Moreover, longstanding principles established by ordinary law can sometimes be transformed by the judges into unwritten constitutional principles. These constitutional principles are called ‘principes fondamentaux reconnus par les lois de la République’ (‘fundamental principles recognised by the laws of the Republic’). There is no written list of these principles, no constitutional catalogue; they are exclusively established through case-law. A ‘fundamental principle recognised by the laws of the Republic’ must be a principle found in the law and continuously implemented by all Republican regimes in France, without any exception. These are necessary but not sufficient conditions for such a principle to be ‘discovered’ by the judges. If it happens, which is rare, the principle goes beyond the realm of ordinary law to become part of the constitutional legal order. Accordingly, the French Parliament will no longer be qualified to revise it, and future modifications will only be possible via constitutional amendment.

What was the issue for the Conseil constitutionnel in 1993? At that time, a debate raged between two opposite conceptions of the ius soli. The debate did not concern automatic acquisition of French citizenship iure soli by the third generation (the so-called ‘double droit du sol’, or ‘double ius soli’), applying to those with a foreign national parent already born in France, but ius soli for the second generation around the age of majority. On the political left, the members of Parliament were in favour of automatic acquisition of nationality, following an inclusive conception of nationality; on the political right, members were in favour for acquisition through an act of will by the individual, following an elective conception of nationality. In the end, the new law adopted by Parliament on the 24 June 1993 repealed the century-long automatic acquisition. Instead, it implemented new provisions asking every individual born and raised in France to “express the will” to get nationality between the age of 16 to 21 – should they want to become French. It was in this particular debate that the Conseil constitutionnel had to take a stand: Should ius soli operate automatically? Or should it follow the expressed wishes of individuals?

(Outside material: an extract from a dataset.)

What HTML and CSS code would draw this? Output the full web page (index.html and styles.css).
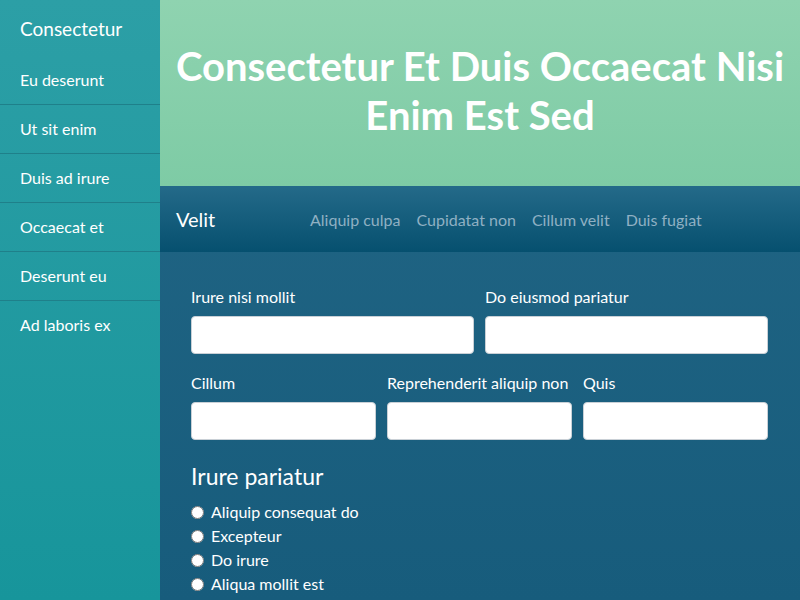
FILE: index.html
```html
<!DOCTYPE html>
<html lang="la">
<head>
<meta charset="UTF-8">
<meta name="viewport" content="width=device-width, initial-scale=1.0">
<title>Consectetur</title>
<link rel="stylesheet" href="styles.css">
</head>
<body>
<div class="layout">
  <aside class="sidebar">
    <div class="brand">Consectetur</div>
    <a href="#">Eu deserunt</a>
    <a href="#">Ut sit enim</a>
    <a href="#">Duis ad irure</a>
    <a href="#">Occaecat et</a>
    <a href="#">Deserunt eu</a>
    <a href="#" class="last">Ad laboris ex</a>
  </aside>

  <div class="main">
    <header class="hero">
      <h1>Consectetur Et Duis Occaecat Nisi Enim Est Sed</h1>
    </header>

    <nav class="topnav">
      <span class="nav-title">Velit</span>
      <div class="nav-links">
        <a href="#">Aliquip culpa</a>
        <a href="#">Cupidatat non</a>
        <a href="#">Cillum velit</a>
        <a href="#">Duis fugiat</a>
      </div>
    </nav>

    <form class="content">
      <div class="row two">
        <label class="field">Irure nisi mollit<input type="text"></label>
        <label class="field">Do eiusmod pariatur<input type="text"></label>
      </div>
      <div class="row three">
        <label class="field">Cillum<input type="text"></label>
        <label class="field">Reprehenderit aliquip non<input type="text"></label>
        <label class="field">Quis<input type="text"></label>
      </div>

      <h2>Irure pariatur</h2>
      <label class="choice"><input type="radio" name="opt"> Aliquip consequat do</label>
      <label class="choice"><input type="radio" name="opt"> Excepteur</label>
      <label class="choice"><input type="radio" name="opt"> Do irure</label>
      <label class="choice"><input type="radio" name="opt"> Aliqua mollit est</label>
    </form>
  </div>
</div>
</body>
</html>
```

FILE: styles.css
```css
* { box-sizing: border-box; }
html, body { height: 100%; }
body { margin: 0; font-family: Lato, "Open Sans", Arial, sans-serif; color: #fff; overflow: hidden; }
a { color: inherit; text-decoration: none; }

.layout { display: flex; height: 100%; }

.sidebar { width: 160px; flex-shrink: 0; background: linear-gradient(#2c9fa6, #17959b); display: flex; flex-direction: column; }
.brand { height: 56px; padding: 0 20px; font-size: 19px; line-height: 58px; }
.sidebar a { padding: 14px 20px; font-size: 16px; line-height: 20px; border-bottom: 1px solid #1f808a; }
.sidebar a.last { border-bottom: none; }

.main { flex: 1; min-width: 0; display: flex; flex-direction: column; background: linear-gradient(#236786, #175c7c); }

.hero { height: 186px; display: flex; align-items: center; justify-content: center; padding: 0 8px 5px; background: linear-gradient(#8fd3b0, #7ecba5); }
.hero h1 { margin: 0; text-align: center; font-size: 40px; line-height: 49px; font-weight: 700; }

.topnav { height: 66px; display: flex; align-items: center; padding: 0 16px; background: linear-gradient(#246a89, #06506f); }
.nav-title { font-size: 20px; width: 134px; }
.nav-links { display: flex; gap: 16px; }
.nav-links a { color: #8fb0c3; font-size: 16px; }

.content { padding: 36px 32px 0 31px; }
.row { display: grid; gap: 11px; margin-bottom: 20px; }
.row.two { grid-template-columns: 1fr 1fr; }
.row.three { grid-template-columns: 1fr 1fr 1fr; }
.field { display: flex; flex-direction: column; min-width: 0; font-size: 16px; line-height: 18px; }
.field input { width: 100%; min-width: 0; margin-top: 10px; height: 38px; border: 1px solid #c9d0d6; border-radius: 4px; background: #fff; font: inherit; padding: 0 8px; }

h2 { margin: 23px 0 11px; font-size: 23px; font-weight: 400; line-height: 26px; }
.choice { display: flex; align-items: center; font-size: 16px; line-height: 24px; }
.choice input { margin: 0 7px 0 0; width: 13px; height: 13px; }
```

The applicants bringing judicial review before the Conseil constitutionnel argued that automatic ius soli acquisition was a ‘fundamental principle recognised by the laws of the Republic,’ protected per se from legislative abridgement. The claim was that the Parliament had no jurisdiction to ask individuals to prove their will to become French through ius soli. The Conseil constitutionnel did not follow this reasoning, holding that the ‘fundamental’ part of this potential principle was lacking. For the Court, this automaticity of the ius soli was due to historical necessity: It was for the sake of equality before conscription. Indeed, one of the goals of Parliament implementing automatic ius soli in the 19th century was to make sure that foreign people born and raised in France would be subject to military duty, just as young French people, with whom they were sharing day-to-day existence. In this way, the President of the Conseil constitutionnel, Robert Badinter, explained to his fellow-judges during the deliberations, that automatic ius soli was the result of “ad hoc legislations” (lois de circonstance), a way of saying that no fundamental principle was at stake. In other words, the automaticity of ius soli was not crucial enough, or too contingent, to become a constitutional matter.

However, the new window into the archives highlights a point which was not exposed in the legal decision. What emerges from these deliberations was that the members of the Conseil constitutionnel discussed the inherent constitutional value of the ius soli principle, regardless of its automaticity. Answering this question was not required to solve the case, so the comments are somewhat short or indirect. However, they certainly are of value to the further study of ius soli. During the meeting of 20 July 1993, the verbatim of the deliberations first shows that Robert Badinter emphasized the legal question of automatic ius soli: “Can we reckon that the automatic acquisition of French citizenship based upon settlement on French soil, rather than on ius soli – which is outside the scope of the present case – may be regarded as some kind of timeless constitutive principle of our republican legal order?” This restrictive way of asking the question may indirectly stress the importance of ius soli. And indeed, after this reflection, another member of the Court, Noëlle Lenoir, declared with more intensity: “For me, ius soli seems to be a fundamental principle recognised by the laws of the Republic.” Robert Badinter soon echoed this statement: “If the legislator had repealed ius soli, the question would have definitely constituted an issue.” For Robert Badinter and (especially) Noëlle Lenoir, it may be inferred from the deliberations that they both believed that ius soli was per se a constitutional principle.

Ius soli is constant in French Republican law, and more broadly is part of French law for six centuries at least. But the question is, for how much longer? The withdrawal of ius soli is clearly backed by far-right movements in today’s France – as shown for instance by a recent draft bill tabled in 2016 by Gilbert Collard and Marion Maréchal-Le Pen. In the medium term, the Parliament might thus question the very existence of ius soli. Then, the declarations of eminent judges during the afternoon meeting of 20 July 1993 would be of great help to safeguard this right.